After a homecoming concert Friday at Orchestra Hall, musicians and board members were met Saturday with the first direct comments from former music director Osmo Vänskä on the state of his old orchestra.

Speaking with classical music host Brian Newhouse of Minnesota Public Radio, Vänskä reportedly said, “For any healing to begin at the orchestra, Michael Henson must go.”

Henson, the organization’s president and CEO, was a lightning rod for criticism from musicians and their supporters during the just-concluded lockout.

“We are surprised Osmo chose to register his comments with the news media when those conversations belong within the Orchestral Association,” Gordon Sprenger, new board chair of the orchestra, said in a statement Saturday night. “This weekend is a time to celebrate that the Minnesota Orchestra is performing onstage in the renovated Orchestra Hall, and we are sorry to pull any focus from that celebratory event.”

Vänskä did not return phone calls Saturday. Henson, through a representative, declined to comment, and a spokesperson for the musicians had no comment but referenced a fall 2012 vote in which the musicians expressed “no confidence” in Henson.
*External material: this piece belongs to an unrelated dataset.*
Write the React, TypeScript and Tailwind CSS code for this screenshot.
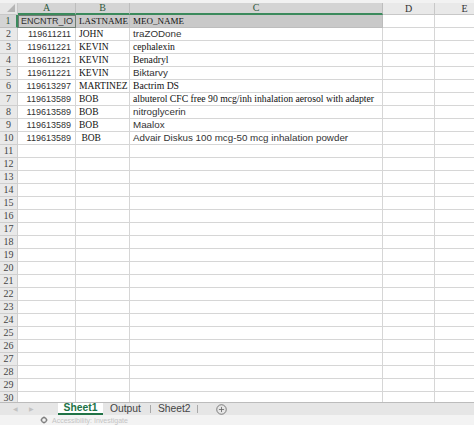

Sprenger and principal trombonist Doug Wright spoke at Saturday concert, as they had Friday. In response to crowd shouts about bringing back Vänskä, Sprenger said, “We are on top of it.” Henson attended both concerts but did not speak publicly.

There was one shout of “Fire Henson” to which Sprenger did not respond.

The public nature of Vänskä’s statement on Saturday is remarkable. He reportedly has told friends privately that he would return only if Henson were let go. If Henson did leave the organization, there is no guarantee the board would swiftly ask Vänskä back.

Sprenger, in interviews and statements, has expressed strong support for Henson.

Vänskä, who became music director in 2003, resigned in October to protest the failure of the board and musicians to reach a new contract.